Otro problema de las telenovelas es que a pesar de que (como les digo y ustedes saben) al final ganan los “buenos”, siempre a mí me da la sensación de que “no debieron haber ganado”, yo siempre pienso: “¡En la vida real, con tantas sandeces que hiciste, tú no te empatas con esa jeba más nunca!”.
Y a mí no me pueden tupir tratando de comerme el cerebro porque yo pude sufrir viendo la desgracia castrista cuando en 1959 ganaron los “buenos y abusados plebeyos” y tuvieron que salir corriendo los perversos ricachones y he comprobado el triste y desastroso final de “la película fidelista” donde los bonachones barbudos con rosarios y escapularios al cuello resultaron ser mil veces peores que los malos entonces no me impresionan estos telechurros rosados.
En las telenovelas los “malos” son más pícaros, inteligentes, brillantes en la maldad, vivos y despiertos que los “buenos”. En esos absurdos relatos “bueno” y “tonto” son sinónimos.

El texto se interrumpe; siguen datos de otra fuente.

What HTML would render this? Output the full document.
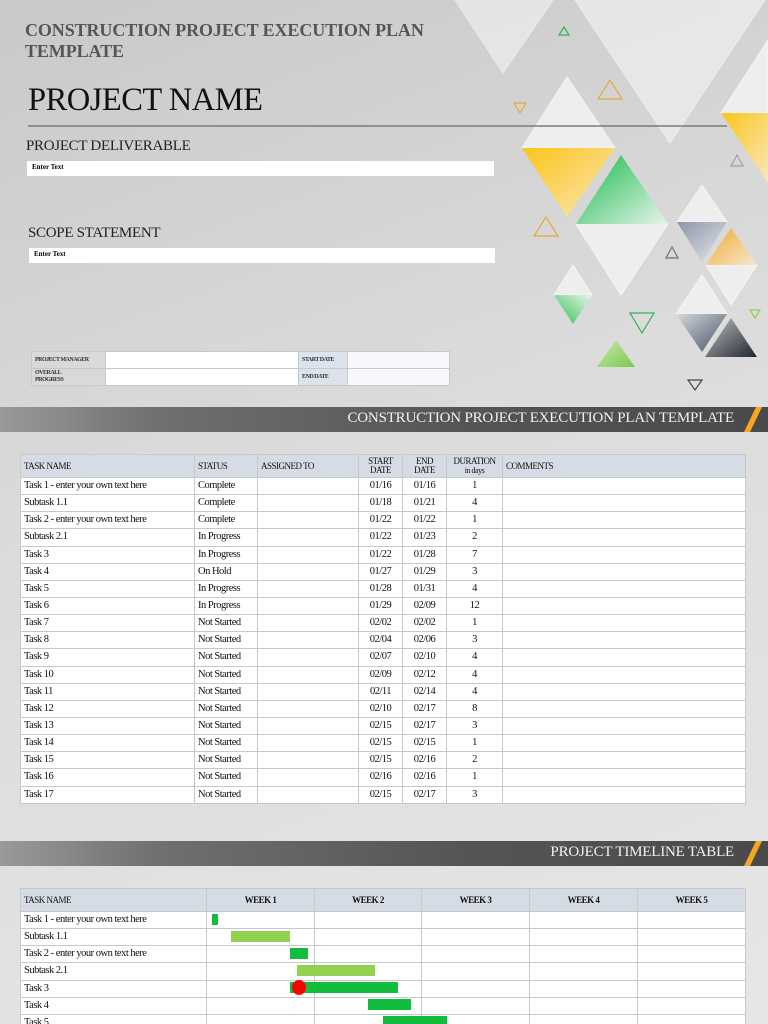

Y en el último instante, cuando siempre triunfa el anodino, uno tiene ganas de decirle “¡Ganaste, mi socio, pero NO DEBISTE, por estúpido, haber logrado el éxito!”.
¿A usted no le da la sensación, durante la conclusión, que la victoria final de “los buenos” se la debemos agradecer a las plumas compasivas de los escritores de la telenovela y no al merecimiento y comportamiento de “los buenos”? ¿Usted no tiene ganas de gritarle: “¡Te salvaste porque el escritor quiere complacer a los televidentes, porque tú no eres más que un masoquista que te has pasado cinco meses comiendo lo que pica el pollo!”?
Pero, entre usted y yo, yo prefiero una novela en la tele mejor que ver a Jorge Ramos en su defensa de lo indefendible o a Raúl de Molina diciendo hipócritamente que Michelle Obama es preciosa.
Desde luego -haciendo un poco de historia real- les digo que los cubanos estuvimos dentro de los iniciadores de ese género desde que Félix B. Caignet lanzó al aire la radionovela El Derecho de Nacer. ¡Cuánto sufrió mi madre esperando que Don Rafael del Junco pudiera hablar! Aunque ahí hubo una justificación ya que ese silencio fue motivado porque en la vida real el actor español José Goula había pedido un aumento de sueldo que Goar Mestre no solamente no lo concedió sino que le pidió a Caignet que eliminara el personaje y Caignet lo que hizo fue producirle un “stroke” y quitarle el habla. Yo tenía cinco años pero recuerdo que se sentían unos sonidos guturales que increíblemente le dieron más radioescuchas a la novela.
Y, dicho sea de paso, no saben ustedes lo mucho que he tenido que discutir por estos lares asegurando vehementemente que esa novela no es mexicana ni creada por Ernesto Alonso.